What you will do
Provide an exact reproduction of every entry.

━━━━━━━━━━━━━━━━━━━━

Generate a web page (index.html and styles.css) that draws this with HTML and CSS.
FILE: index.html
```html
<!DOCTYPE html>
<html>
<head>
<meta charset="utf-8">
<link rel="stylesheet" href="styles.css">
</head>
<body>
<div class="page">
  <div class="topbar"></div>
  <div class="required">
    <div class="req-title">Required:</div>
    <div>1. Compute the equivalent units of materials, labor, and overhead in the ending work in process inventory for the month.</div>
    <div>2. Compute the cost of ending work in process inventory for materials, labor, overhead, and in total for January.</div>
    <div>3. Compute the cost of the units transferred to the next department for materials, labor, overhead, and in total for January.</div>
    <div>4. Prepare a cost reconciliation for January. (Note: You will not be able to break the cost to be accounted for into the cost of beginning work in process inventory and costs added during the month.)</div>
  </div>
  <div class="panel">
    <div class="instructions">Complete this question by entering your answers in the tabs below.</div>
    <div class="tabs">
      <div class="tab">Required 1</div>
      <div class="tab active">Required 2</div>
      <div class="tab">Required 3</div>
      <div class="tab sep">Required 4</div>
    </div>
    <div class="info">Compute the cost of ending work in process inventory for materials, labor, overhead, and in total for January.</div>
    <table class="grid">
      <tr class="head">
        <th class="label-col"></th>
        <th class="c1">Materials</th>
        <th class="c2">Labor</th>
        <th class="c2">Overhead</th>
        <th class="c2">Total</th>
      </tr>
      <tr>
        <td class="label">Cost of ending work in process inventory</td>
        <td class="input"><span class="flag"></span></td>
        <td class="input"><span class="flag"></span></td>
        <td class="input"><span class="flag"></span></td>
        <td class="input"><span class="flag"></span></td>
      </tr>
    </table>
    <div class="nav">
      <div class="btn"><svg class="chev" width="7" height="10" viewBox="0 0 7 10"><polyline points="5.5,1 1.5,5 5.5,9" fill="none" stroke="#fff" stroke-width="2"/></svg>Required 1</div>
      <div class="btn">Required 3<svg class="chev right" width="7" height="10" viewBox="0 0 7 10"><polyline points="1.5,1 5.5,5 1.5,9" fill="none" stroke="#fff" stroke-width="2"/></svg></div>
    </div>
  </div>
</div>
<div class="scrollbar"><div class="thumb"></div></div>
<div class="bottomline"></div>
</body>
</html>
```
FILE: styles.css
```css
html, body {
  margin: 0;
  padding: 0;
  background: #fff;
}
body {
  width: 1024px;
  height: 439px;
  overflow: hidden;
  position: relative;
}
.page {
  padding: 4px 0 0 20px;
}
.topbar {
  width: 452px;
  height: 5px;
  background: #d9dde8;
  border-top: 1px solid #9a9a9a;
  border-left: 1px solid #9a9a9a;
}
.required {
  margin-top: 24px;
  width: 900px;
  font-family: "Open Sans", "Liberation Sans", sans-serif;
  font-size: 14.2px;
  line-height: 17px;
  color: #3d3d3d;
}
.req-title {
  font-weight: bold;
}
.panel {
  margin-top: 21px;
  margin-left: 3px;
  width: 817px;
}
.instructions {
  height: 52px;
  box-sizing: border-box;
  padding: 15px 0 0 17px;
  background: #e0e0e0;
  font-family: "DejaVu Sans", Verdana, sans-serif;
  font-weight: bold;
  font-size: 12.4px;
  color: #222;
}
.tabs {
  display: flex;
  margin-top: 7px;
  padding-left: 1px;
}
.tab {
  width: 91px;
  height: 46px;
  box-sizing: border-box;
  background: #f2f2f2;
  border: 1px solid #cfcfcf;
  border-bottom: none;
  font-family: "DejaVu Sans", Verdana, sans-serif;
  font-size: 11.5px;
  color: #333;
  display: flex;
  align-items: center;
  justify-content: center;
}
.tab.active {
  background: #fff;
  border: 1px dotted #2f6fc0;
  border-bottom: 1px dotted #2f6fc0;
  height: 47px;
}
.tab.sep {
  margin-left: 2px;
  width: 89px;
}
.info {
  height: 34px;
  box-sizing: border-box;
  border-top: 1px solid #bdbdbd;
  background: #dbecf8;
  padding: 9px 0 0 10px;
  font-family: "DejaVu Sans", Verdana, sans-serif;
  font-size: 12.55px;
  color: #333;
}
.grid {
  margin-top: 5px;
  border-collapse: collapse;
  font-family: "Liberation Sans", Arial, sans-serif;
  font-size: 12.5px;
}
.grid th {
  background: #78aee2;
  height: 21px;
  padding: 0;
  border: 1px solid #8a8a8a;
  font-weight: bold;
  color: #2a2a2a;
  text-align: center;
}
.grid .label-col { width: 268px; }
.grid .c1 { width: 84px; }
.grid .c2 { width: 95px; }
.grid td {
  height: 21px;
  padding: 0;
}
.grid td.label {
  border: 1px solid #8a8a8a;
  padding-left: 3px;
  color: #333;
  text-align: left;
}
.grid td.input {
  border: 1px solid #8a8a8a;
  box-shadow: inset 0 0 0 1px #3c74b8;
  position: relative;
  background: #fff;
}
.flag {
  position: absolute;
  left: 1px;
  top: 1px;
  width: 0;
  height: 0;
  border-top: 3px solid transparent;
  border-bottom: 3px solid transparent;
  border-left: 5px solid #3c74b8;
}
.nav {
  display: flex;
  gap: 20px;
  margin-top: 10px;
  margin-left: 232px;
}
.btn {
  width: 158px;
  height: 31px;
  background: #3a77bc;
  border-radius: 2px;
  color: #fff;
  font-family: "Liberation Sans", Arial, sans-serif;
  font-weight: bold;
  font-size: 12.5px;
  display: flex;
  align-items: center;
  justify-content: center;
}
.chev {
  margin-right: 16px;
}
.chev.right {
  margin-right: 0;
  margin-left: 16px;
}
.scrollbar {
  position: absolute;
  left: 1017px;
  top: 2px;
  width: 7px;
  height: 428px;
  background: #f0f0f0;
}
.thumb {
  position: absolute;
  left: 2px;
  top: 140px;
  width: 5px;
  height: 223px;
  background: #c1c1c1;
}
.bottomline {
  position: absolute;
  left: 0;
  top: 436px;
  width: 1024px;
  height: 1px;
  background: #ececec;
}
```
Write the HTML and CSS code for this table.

━━━━━━━━━━━━━━━━━━━━

Result of the exercise
Generate a web page (index.html and styles.css) that draws this with HTML and CSS.
FILE: index.html
```html
<!DOCTYPE html>
<html>
<head>
<meta charset="utf-8">
<link rel="stylesheet" href="styles.css">
</head>
<body>
<div class="page">
  <div class="topbar"></div>
  <div class="required">
    <div class="req-title">Required:</div>
    <div>1. Compute the equivalent units of materials, labor, and overhead in the ending work in process inventory for the month.</div>
    <div>2. Compute the cost of ending work in process inventory for materials, labor, overhead, and in total for January.</div>
    <div>3. Compute the cost of the units transferred to the next department for materials, labor, overhead, and in total for January.</div>
    <div>4. Prepare a cost reconciliation for January. (Note: You will not be able to break the cost to be accounted for into the cost of beginning work in process inventory and costs added during the month.)</div>
  </div>
  <div class="panel">
    <div class="instructions">Complete this question by entering your answers in the tabs below.</div>
    <div class="tabs">
      <div class="tab">Required 1</div>
      <div class="tab active">Required 2</div>
      <div class="tab">Required 3</div>
      <div class="tab sep">Required 4</div>
    </div>
    <div class="info">Compute the cost of ending work in process inventory for materials, labor, overhead, and in total for January.</div>
    <table class="grid">
      <tr class="head">
        <th class="label-col"></th>
        <th class="c1">Materials</th>
        <th class="c2">Labor</th>
        <th class="c2">Overhead</th>
        <th class="c2">Total</th>
      </tr>
      <tr>
        <td class="label">Cost of ending work in process inventory</td>
        <td class="input"><span class="flag"></span></td>
        <td class="input"><span class="flag"></span></td>
        <td class="input"><span class="flag"></span></td>
        <td class="input"><span class="flag"></span></td>
      </tr>
    </table>
    <div class="nav">
      <div class="btn"><svg class="chev" width="7" height="10" viewBox="0 0 7 10"><polyline points="5.5,1 1.5,5 5.5,9" fill="none" stroke="#fff" stroke-width="2"/></svg>Required 1</div>
      <div class="btn">Required 3<svg class="chev right" width="7" height="10" viewBox="0 0 7 10"><polyline points="1.5,1 5.5,5 1.5,9" fill="none" stroke="#fff" stroke-width="2"/></svg></div>
    </div>
  </div>
</div>
<div class="scrollbar"><div class="thumb"></div></div>
<div class="bottomline"></div>
</body>
</html>
```
FILE: styles.css
```css
html, body {
  margin: 0;
  padding: 0;
  background: #fff;
}
body {
  width: 1024px;
  height: 439px;
  overflow: hidden;
  position: relative;
}
.page {
  padding: 4px 0 0 20px;
}
.topbar {
  width: 452px;
  height: 5px;
  background: #d9dde8;
  border-top: 1px solid #9a9a9a;
  border-left: 1px solid #9a9a9a;
}
.required {
  margin-top: 24px;
  width: 900px;
  font-family: "Open Sans", "Liberation Sans", sans-serif;
  font-size: 14.2px;
  line-height: 17px;
  color: #3d3d3d;
}
.req-title {
  font-weight: bold;
}
.panel {
  margin-top: 21px;
  margin-left: 3px;
  width: 817px;
}
.instructions {
  height: 52px;
  box-sizing: border-box;
  padding: 15px 0 0 17px;
  background: #e0e0e0;
  font-family: "DejaVu Sans", Verdana, sans-serif;
  font-weight: bold;
  font-size: 12.4px;
  color: #222;
}
.tabs {
  display: flex;
  margin-top: 7px;
  padding-left: 1px;
}
.tab {
  width: 91px;
  height: 46px;
  box-sizing: border-box;
  background: #f2f2f2;
  border: 1px solid #cfcfcf;
  border-bottom: none;
  font-family: "DejaVu Sans", Verdana, sans-serif;
  font-size: 11.5px;
  color: #333;
  display: flex;
  align-items: center;
  justify-content: center;
}
.tab.active {
  background: #fff;
  border: 1px dotted #2f6fc0;
  border-bottom: 1px dotted #2f6fc0;
  height: 47px;
}
.tab.sep {
  margin-left: 2px;
  width: 89px;
}
.info {
  height: 34px;
  box-sizing: border-box;
  border-top: 1px solid #bdbdbd;
  background: #dbecf8;
  padding: 9px 0 0 10px;
  font-family: "DejaVu Sans", Verdana, sans-serif;
  font-size: 12.55px;
  color: #333;
}
.grid {
  margin-top: 5px;
  border-collapse: collapse;
  font-family: "Liberation Sans", Arial, sans-serif;
  font-size: 12.5px;
}
.grid th {
  background: #78aee2;
  height: 21px;
  padding: 0;
  border: 1px solid #8a8a8a;
  font-weight: bold;
  color: #2a2a2a;
  text-align: center;
}
.grid .label-col { width: 268px; }
.grid .c1 { width: 84px; }
.grid .c2 { width: 95px; }
.grid td {
  height: 21px;
  padding: 0;
}
.grid td.label {
  border: 1px solid #8a8a8a;
  padding-left: 3px;
  color: #333;
  text-align: left;
}
.grid td.input {
  border: 1px solid #8a8a8a;
  box-shadow: inset 0 0 0 1px #3c74b8;
  position: relative;
  background: #fff;
}
.flag {
  position: absolute;
  left: 1px;
  top: 1px;
  width: 0;
  height: 0;
  border-top: 3px solid transparent;
  border-bottom: 3px solid transparent;
  border-left: 5px solid #3c74b8;
}
.nav {
  display: flex;
  gap: 20px;
  margin-top: 10px;
  margin-left: 232px;
}
.btn {
  width: 158px;
  height: 31px;
  background: #3a77bc;
  border-radius: 2px;
  color: #fff;
  font-family: "Liberation Sans", Arial, sans-serif;
  font-weight: bold;
  font-size: 12.5px;
  display: flex;
  align-items: center;
  justify-content: center;
}
.chev {
  margin-right: 16px;
}
.chev.right {
  margin-right: 0;
  margin-left: 16px;
}
.scrollbar {
  position: absolute;
  left: 1017px;
  top: 2px;
  width: 7px;
  height: 428px;
  background: #f0f0f0;
}
.thumb {
  position: absolute;
  left: 2px;
  top: 140px;
  width: 5px;
  height: 223px;
  background: #c1c1c1;
}
.bottomline {
  position: absolute;
  left: 0;
  top: 436px;
  width: 1024px;
  height: 1px;
  background: #ececec;
}
```
Write the HTML and CSS code for this table.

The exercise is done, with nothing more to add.